◆ YOUR INSTRUCTIONS:
Return the data exactly, with all pictures removed.

--- Start of INFORMATION SUPPLIED ---

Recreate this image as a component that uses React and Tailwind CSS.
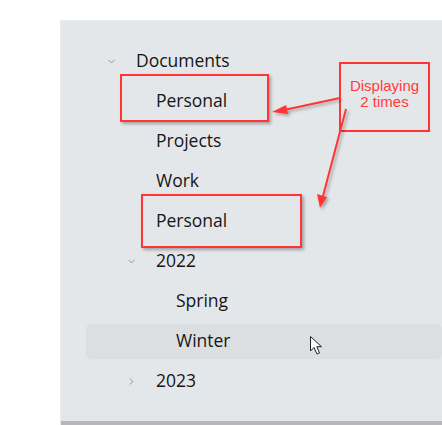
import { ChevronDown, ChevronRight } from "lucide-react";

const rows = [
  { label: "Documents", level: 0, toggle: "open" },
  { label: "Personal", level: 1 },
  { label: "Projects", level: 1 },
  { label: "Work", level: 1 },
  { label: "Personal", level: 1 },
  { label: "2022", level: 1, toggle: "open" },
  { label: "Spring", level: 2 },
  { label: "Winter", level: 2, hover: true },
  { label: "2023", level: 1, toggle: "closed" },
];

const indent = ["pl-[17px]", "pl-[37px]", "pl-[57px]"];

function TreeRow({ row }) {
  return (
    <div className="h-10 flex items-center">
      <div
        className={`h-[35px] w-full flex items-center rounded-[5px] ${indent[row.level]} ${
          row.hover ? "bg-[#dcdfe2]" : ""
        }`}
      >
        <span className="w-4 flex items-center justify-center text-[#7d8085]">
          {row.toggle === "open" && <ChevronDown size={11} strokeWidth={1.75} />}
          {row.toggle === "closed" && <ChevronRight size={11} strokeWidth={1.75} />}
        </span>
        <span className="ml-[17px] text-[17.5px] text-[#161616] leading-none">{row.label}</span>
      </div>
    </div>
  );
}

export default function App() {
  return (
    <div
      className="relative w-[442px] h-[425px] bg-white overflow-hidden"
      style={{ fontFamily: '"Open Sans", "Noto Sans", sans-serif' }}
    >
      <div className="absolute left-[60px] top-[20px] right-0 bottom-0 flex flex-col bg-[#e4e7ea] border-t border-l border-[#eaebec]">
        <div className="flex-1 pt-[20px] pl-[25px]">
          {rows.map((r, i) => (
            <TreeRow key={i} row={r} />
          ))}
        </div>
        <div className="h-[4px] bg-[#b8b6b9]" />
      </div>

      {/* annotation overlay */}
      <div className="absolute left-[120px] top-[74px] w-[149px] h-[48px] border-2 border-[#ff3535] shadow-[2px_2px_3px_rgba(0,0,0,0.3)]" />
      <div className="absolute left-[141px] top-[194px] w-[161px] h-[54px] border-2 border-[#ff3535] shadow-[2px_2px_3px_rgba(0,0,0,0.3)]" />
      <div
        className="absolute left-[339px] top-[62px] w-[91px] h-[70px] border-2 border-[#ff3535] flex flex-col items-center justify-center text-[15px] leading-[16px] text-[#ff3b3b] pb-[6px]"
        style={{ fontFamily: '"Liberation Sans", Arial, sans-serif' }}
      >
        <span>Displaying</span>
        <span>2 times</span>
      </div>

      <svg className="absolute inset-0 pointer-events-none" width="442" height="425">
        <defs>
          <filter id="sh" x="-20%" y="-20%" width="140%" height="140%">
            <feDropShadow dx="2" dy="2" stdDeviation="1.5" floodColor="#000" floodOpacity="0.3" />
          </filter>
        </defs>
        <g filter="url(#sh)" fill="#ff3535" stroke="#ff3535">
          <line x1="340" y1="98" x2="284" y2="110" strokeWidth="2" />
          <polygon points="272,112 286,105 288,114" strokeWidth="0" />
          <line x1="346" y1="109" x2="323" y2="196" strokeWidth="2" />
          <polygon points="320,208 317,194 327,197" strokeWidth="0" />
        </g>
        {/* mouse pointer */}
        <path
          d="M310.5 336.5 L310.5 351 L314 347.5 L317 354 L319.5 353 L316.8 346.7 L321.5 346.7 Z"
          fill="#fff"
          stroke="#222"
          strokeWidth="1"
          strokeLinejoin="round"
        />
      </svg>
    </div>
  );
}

--- End of INFORMATION SUPPLIED ---

◆ TASK OUTPUT:
Recreate this image as a component that uses React and Tailwind CSS.
import { ChevronDown, ChevronRight } from "lucide-react";

const rows = [
  { label: "Documents", level: 0, toggle: "open" },
  { label: "Personal", level: 1 },
  { label: "Projects", level: 1 },
  { label: "Work", level: 1 },
  { label: "Personal", level: 1 },
  { label: "2022", level: 1, toggle: "open" },
  { label: "Spring", level: 2 },
  { label: "Winter", level: 2, hover: true },
  { label: "2023", level: 1, toggle: "closed" },
];

const indent = ["pl-[17px]", "pl-[37px]", "pl-[57px]"];

function TreeRow({ row }) {
  return (
    <div className="h-10 flex items-center">
      <div
        className={`h-[35px] w-full flex items-center rounded-[5px] ${indent[row.level]} ${
          row.hover ? "bg-[#dcdfe2]" : ""
        }`}
      >
        <span className="w-4 flex items-center justify-center text-[#7d8085]">
          {row.toggle === "open" && <ChevronDown size={11} strokeWidth={1.75} />}
          {row.toggle === "closed" && <ChevronRight size={11} strokeWidth={1.75} />}
        </span>
        <span className="ml-[17px] text-[17.5px] text-[#161616] leading-none">{row.label}</span>
      </div>
    </div>
  );
}

export default function App() {
  return (
    <div
      className="relative w-[442px] h-[425px] bg-white overflow-hidden"
      style={{ fontFamily: '"Open Sans", "Noto Sans", sans-serif' }}
    >
      <div className="absolute left-[60px] top-[20px] right-0 bottom-0 flex flex-col bg-[#e4e7ea] border-t border-l border-[#eaebec]">
        <div className="flex-1 pt-[20px] pl-[25px]">
          {rows.map((r, i) => (
            <TreeRow key={i} row={r} />
          ))}
        </div>
        <div className="h-[4px] bg-[#b8b6b9]" />
      </div>

      {/* annotation overlay */}
      <div className="absolute left-[120px] top-[74px] w-[149px] h-[48px] border-2 border-[#ff3535] shadow-[2px_2px_3px_rgba(0,0,0,0.3)]" />
      <div className="absolute left-[141px] top-[194px] w-[161px] h-[54px] border-2 border-[#ff3535] shadow-[2px_2px_3px_rgba(0,0,0,0.3)]" />
      <div
        className="absolute left-[339px] top-[62px] w-[91px] h-[70px] border-2 border-[#ff3535] flex flex-col items-center justify-center text-[15px] leading-[16px] text-[#ff3b3b] pb-[6px]"
        style={{ fontFamily: '"Liberation Sans", Arial, sans-serif' }}
      >
        <span>Displaying</span>
        <span>2 times</span>
      </div>

      <svg className="absolute inset-0 pointer-events-none" width="442" height="425">
        <defs>
          <filter id="sh" x="-20%" y="-20%" width="140%" height="140%">
            <feDropShadow dx="2" dy="2" stdDeviation="1.5" floodColor="#000" floodOpacity="0.3" />
          </filter>
        </defs>
        <g filter="url(#sh)" fill="#ff3535" stroke="#ff3535">
          <line x1="340" y1="98" x2="284" y2="110" strokeWidth="2" />
          <polygon points="272,112 286,105 288,114" strokeWidth="0" />
          <line x1="346" y1="109" x2="323" y2="196" strokeWidth="2" />
          <polygon points="320,208 317,194 327,197" strokeWidth="0" />
        </g>
        {/* mouse pointer */}
        <path
          d="M310.5 336.5 L310.5 351 L314 347.5 L317 354 L319.5 353 L316.8 346.7 L321.5 346.7 Z"
          fill="#fff"
          stroke="#222"
          strokeWidth="1"
          strokeLinejoin="round"
        />
      </svg>
    </div>
  );
}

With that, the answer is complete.